Saya mengingat-ingat kembali masa itu. Ketika saya memasukkan surat lamaran, dipanggil untuk tes rekrutmen, lantas dikabari untuk interview dan tak lama berselang datang kabar bahwa saya diterima. Senang. Tetapi musykil. Sebab, saya harus meninggalkan kampung halaman lagi. Yang seharusnya saya tetap di sana. Tapi saya memilih pergi. Hingga hari ini. Saya akan menceritakan perihal ini.
Tulisan-tulisan tentang Sepuluh Tahun Menjadi Guru ini lebih sebagai catatan harian. Atau usaha saya untuk mengenang masa lalu. Supaya ada rasa bersyukur yang mendalam atas kondisi yang saya jalani saat ini. Saya mempersiapkan draft, menuangkan semua yang saya ingat. Lalu menyusun setiap pritilan-pritilan itu. Menganulir apa yang pantas untuk diceritakan. Sehingga semuanya menjadi utuh. Tentu saja utuh menurut saya.

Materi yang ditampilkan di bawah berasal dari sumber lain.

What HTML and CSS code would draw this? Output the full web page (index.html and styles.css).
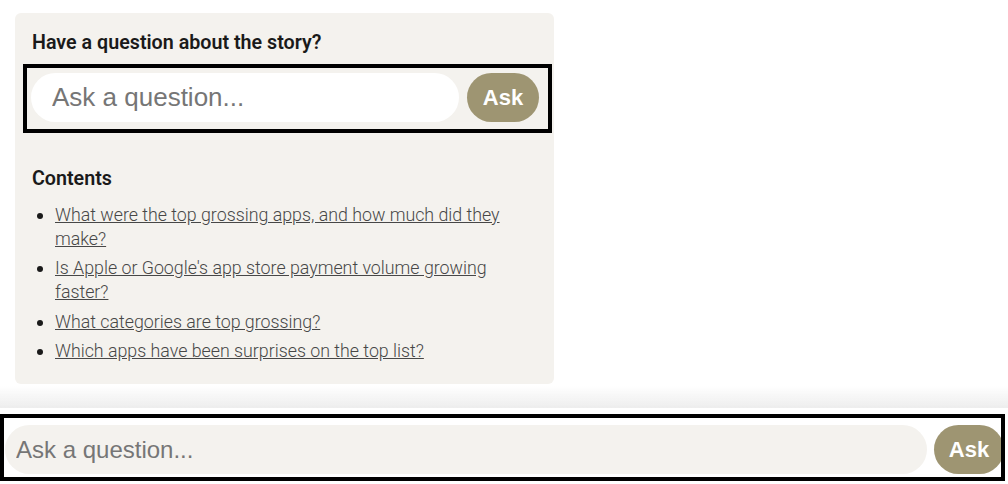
FILE: index.html
```html
<!DOCTYPE html>
<html lang="en">
<head>
<meta charset="utf-8">
<title>Story questions</title>
<link rel="stylesheet" href="styles.css">
</head>
<body>
  <aside class="card">
    <h2 class="card-title">Have a question about the story?</h2>
    <form class="ask-form">
      <input class="ask-input" type="text" placeholder="Ask a question...">
      <button class="ask-btn" type="button">Ask</button>
    </form>
    <h2 class="contents-title">Contents</h2>
    <ul class="contents">
      <li><a href="#">What were the top grossing apps, and how much did they make?</a></li>
      <li><a href="#">Is Apple or Google's app store payment volume growing faster?</a></li>
      <li><a href="#">What categories are top grossing?</a></li>
      <li><a href="#">Which apps have been surprises on the top list?</a></li>
    </ul>
  </aside>

  <div class="bottom-bar">
    <div class="fade"></div>
    <div class="bar-body">
      <form class="bar-form">
        <input class="bar-input" type="text" placeholder="Ask a question...">
        <button class="ask-btn bar-btn" type="button">Ask</button>
      </form>
    </div>
  </div>
</body>
</html>
```

FILE: styles.css
```css
* { box-sizing: border-box; }

body {
  margin: 0;
  background: #ffffff;
  font-family: Roboto, "Liberation Sans", sans-serif;
  color: #1a1a1a;
}

.card {
  margin: 13px 0 0 15px;
  width: 539px;
  height: 371px;
  padding: 18px 17px 0 17px;
  background: #f4f2ee;
  border-radius: 6px;
}

.card-title {
  margin: 0;
  font-size: 19.7px;
  line-height: 24px;
  font-weight: 600;
  color: #1a1a1a;
}

.ask-form {
  display: flex;
  gap: 8px;
  margin: 13px -11px 0 -5px;
  padding: 5px 9px 7px 4px;
  outline: 4px solid #000;
}

.ask-input {
  flex: 1;
  min-width: 0;
  height: 49px;
  border: none;
  border-radius: 25px;
  background: #ffffff;
  padding: 0 0 0 21px;
  font-family: "Liberation Sans", Arial, sans-serif;
  font-size: 26px;
  color: #333;
}

.ask-input::placeholder,
.bar-input::placeholder {
  color: #767676;
}

.ask-btn {
  width: 72px;
  height: 49px;
  border: none;
  border-radius: 25px;
  background: #9e9572;
  color: #ffffff;
  font-family: "Liberation Sans", Arial, sans-serif;
  font-size: 22px;
  font-weight: 700;
  padding: 0;
}

.contents-title {
  margin: 38px 0 0;
  font-size: 19.7px;
  line-height: 24px;
  font-weight: 600;
}

.contents {
  margin: 12px 0 0;
  padding-left: 23px;
  font-size: 17.8px;
  line-height: 24px;
}

.contents li {
  margin-bottom: 5.4px;
  color: #1a1a1a;
}

.contents a {
  color: #474747;
  font-weight: 300;
  text-decoration: underline;
}

.bottom-bar {
  position: fixed;
  left: 0;
  right: 0;
  bottom: 0;
}

.fade {
  height: 22px;
  background: linear-gradient(to bottom, rgba(238, 238, 238, 0), #ededed);
}

.bar-body {
  background: #ffffff;
  padding: 10px 7px 7px 4px;
}

.bar-form {
  display: flex;
  gap: 7px;
  padding: 7px 0 3px 1px;
  outline: 4px solid #000;
}

.bar-input {
  flex: 1;
  min-width: 0;
  height: 49px;
  border: none;
  border-radius: 25px;
  background: #f4f2ee;
  padding: 0 0 0 11px;
  font-family: "Liberation Sans", Arial, sans-serif;
  font-size: 24px;
  color: #333;
}

.bar-btn {
  width: 70px;
  margin-right: -3px;
}
```
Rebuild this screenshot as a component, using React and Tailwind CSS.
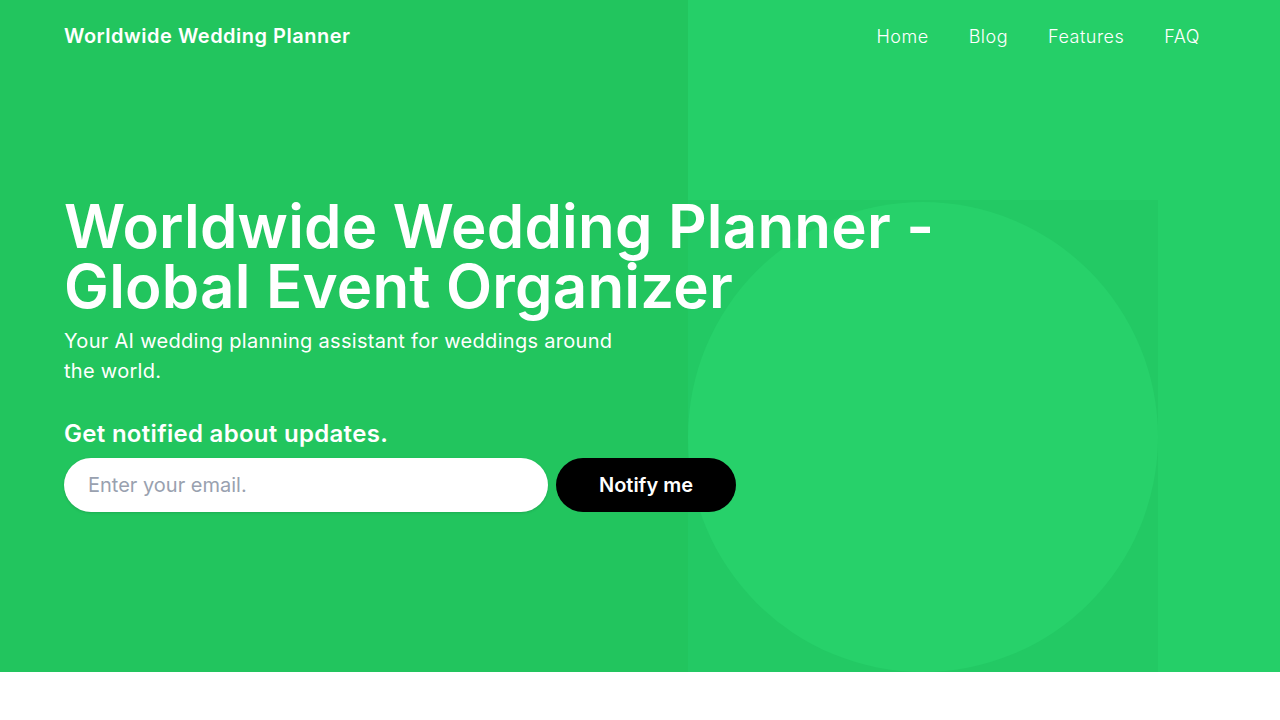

Sebenarnya ada pertanyaan kecil di hati saya. Pantaskah cerita-cerita ini dipublikasi?
Maka, supaya cerita-cerita ini bukan sekedar curcol panjang tak berujung saya harus memilah. Menyingkirkan cerita-cerita yang terlalu personal. Dan fokus tentang bagaimana selama ini saya menjadi guru.
Saya teringat ungkapan Ketua Yayasan kami, Dr. Gunadi Rusydi. Waktu itu beliau menceritakan tentang seseorang yang telah lama menjadi guru. Puluhan tahun. Namun hanya memiliki satu pengalaman pembelajaran. Sebab, selama puluhan tahun itu ia mengajar dengan cara yang begitu-begitu saja.
Anggaplah ini sebagai berbagi cerita. Karena ini cerita maka akan ada bumbu di sana. Para lidah kuliner dapat mengecap rasa dengan teliti. Menikmati rasa pedas, asin, atau manis. Mengecap rempah-rempah. Bukan seperti penyantap makanan yang hanya berfikir supaya kenyang. Semoga tulisan-tulisan ini menjadi santapan yang layak dinikmati, yang memiliki rasa pedas, asin atau manis di antara rempah-rempahnya sehingga enak untuk dinikmati. Bukan menjadi cerita untuk ditelan mentah-mentah.